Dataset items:
= = =
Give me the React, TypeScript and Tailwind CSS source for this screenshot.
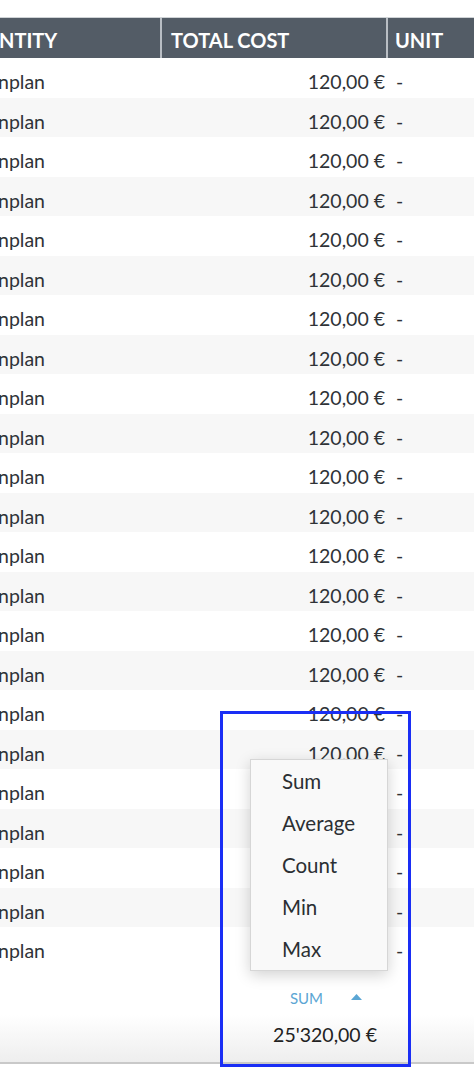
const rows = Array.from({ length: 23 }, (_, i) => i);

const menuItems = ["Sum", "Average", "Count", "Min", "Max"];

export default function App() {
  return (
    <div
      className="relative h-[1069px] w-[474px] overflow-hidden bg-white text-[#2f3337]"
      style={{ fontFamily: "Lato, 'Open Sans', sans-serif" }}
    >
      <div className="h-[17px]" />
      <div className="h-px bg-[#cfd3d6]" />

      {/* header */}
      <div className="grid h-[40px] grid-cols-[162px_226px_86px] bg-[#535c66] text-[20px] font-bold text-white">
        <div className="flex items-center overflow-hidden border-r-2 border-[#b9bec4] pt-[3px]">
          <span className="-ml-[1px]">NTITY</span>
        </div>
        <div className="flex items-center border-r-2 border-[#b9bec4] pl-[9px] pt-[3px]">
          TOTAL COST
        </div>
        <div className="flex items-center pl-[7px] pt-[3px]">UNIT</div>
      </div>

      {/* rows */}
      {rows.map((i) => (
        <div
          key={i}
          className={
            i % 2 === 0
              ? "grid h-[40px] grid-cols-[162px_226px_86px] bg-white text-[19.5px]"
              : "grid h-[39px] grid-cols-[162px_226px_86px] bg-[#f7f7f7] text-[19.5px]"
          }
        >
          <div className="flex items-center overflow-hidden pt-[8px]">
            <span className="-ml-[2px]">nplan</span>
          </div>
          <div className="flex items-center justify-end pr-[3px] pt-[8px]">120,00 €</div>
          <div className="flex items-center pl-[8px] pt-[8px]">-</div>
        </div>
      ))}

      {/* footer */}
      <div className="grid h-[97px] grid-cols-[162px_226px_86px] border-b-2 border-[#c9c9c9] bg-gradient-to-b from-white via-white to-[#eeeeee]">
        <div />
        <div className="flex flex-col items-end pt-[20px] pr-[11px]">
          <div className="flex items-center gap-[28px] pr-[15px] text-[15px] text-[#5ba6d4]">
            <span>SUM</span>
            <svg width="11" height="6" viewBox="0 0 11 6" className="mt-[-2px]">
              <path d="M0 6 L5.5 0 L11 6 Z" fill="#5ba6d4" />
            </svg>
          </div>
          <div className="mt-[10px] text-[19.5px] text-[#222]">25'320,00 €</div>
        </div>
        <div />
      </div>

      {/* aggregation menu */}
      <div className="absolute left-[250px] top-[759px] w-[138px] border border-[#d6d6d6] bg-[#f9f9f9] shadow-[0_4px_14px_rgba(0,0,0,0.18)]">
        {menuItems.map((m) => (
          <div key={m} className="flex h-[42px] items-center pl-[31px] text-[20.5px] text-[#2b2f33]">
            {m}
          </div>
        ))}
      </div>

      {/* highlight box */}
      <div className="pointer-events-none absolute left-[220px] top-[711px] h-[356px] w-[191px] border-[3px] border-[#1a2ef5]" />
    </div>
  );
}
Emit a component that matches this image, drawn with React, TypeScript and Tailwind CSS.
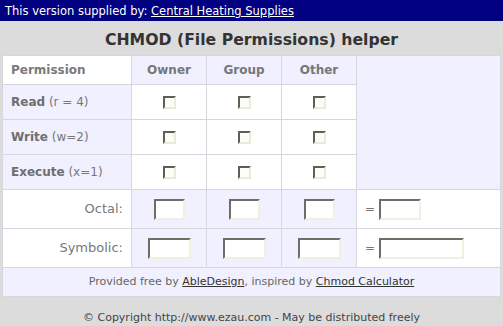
= = =
**DESCRIPTION OF THE TASK**
Without the pictures, reproduce every line of the records above exactly.

**ANSWER BELOW**
Give me the React, TypeScript and Tailwind CSS source for this screenshot.
const rows = Array.from({ length: 23 }, (_, i) => i);

const menuItems = ["Sum", "Average", "Count", "Min", "Max"];

export default function App() {
  return (
    <div
      className="relative h-[1069px] w-[474px] overflow-hidden bg-white text-[#2f3337]"
      style={{ fontFamily: "Lato, 'Open Sans', sans-serif" }}
    >
      <div className="h-[17px]" />
      <div className="h-px bg-[#cfd3d6]" />

      {/* header */}
      <div className="grid h-[40px] grid-cols-[162px_226px_86px] bg-[#535c66] text-[20px] font-bold text-white">
        <div className="flex items-center overflow-hidden border-r-2 border-[#b9bec4] pt-[3px]">
          <span className="-ml-[1px]">NTITY</span>
        </div>
        <div className="flex items-center border-r-2 border-[#b9bec4] pl-[9px] pt-[3px]">
          TOTAL COST
        </div>
        <div className="flex items-center pl-[7px] pt-[3px]">UNIT</div>
      </div>

      {/* rows */}
      {rows.map((i) => (
        <div
          key={i}
          className={
            i % 2 === 0
              ? "grid h-[40px] grid-cols-[162px_226px_86px] bg-white text-[19.5px]"
              : "grid h-[39px] grid-cols-[162px_226px_86px] bg-[#f7f7f7] text-[19.5px]"
          }
        >
          <div className="flex items-center overflow-hidden pt-[8px]">
            <span className="-ml-[2px]">nplan</span>
          </div>
          <div className="flex items-center justify-end pr-[3px] pt-[8px]">120,00 €</div>
          <div className="flex items-center pl-[8px] pt-[8px]">-</div>
        </div>
      ))}

      {/* footer */}
      <div className="grid h-[97px] grid-cols-[162px_226px_86px] border-b-2 border-[#c9c9c9] bg-gradient-to-b from-white via-white to-[#eeeeee]">
        <div />
        <div className="flex flex-col items-end pt-[20px] pr-[11px]">
          <div className="flex items-center gap-[28px] pr-[15px] text-[15px] text-[#5ba6d4]">
            <span>SUM</span>
            <svg width="11" height="6" viewBox="0 0 11 6" className="mt-[-2px]">
              <path d="M0 6 L5.5 0 L11 6 Z" fill="#5ba6d4" />
            </svg>
          </div>
          <div className="mt-[10px] text-[19.5px] text-[#222]">25'320,00 €</div>
        </div>
        <div />
      </div>

      {/* aggregation menu */}
      <div className="absolute left-[250px] top-[759px] w-[138px] border border-[#d6d6d6] bg-[#f9f9f9] shadow-[0_4px_14px_rgba(0,0,0,0.18)]">
        {menuItems.map((m) => (
          <div key={m} className="flex h-[42px] items-center pl-[31px] text-[20.5px] text-[#2b2f33]">
            {m}
          </div>
        ))}
      </div>

      {/* highlight box */}
      <div className="pointer-events-none absolute left-[220px] top-[711px] h-[356px] w-[191px] border-[3px] border-[#1a2ef5]" />
    </div>
  );
}
Emit a component that matches this image, drawn with React, TypeScript and Tailwind CSS.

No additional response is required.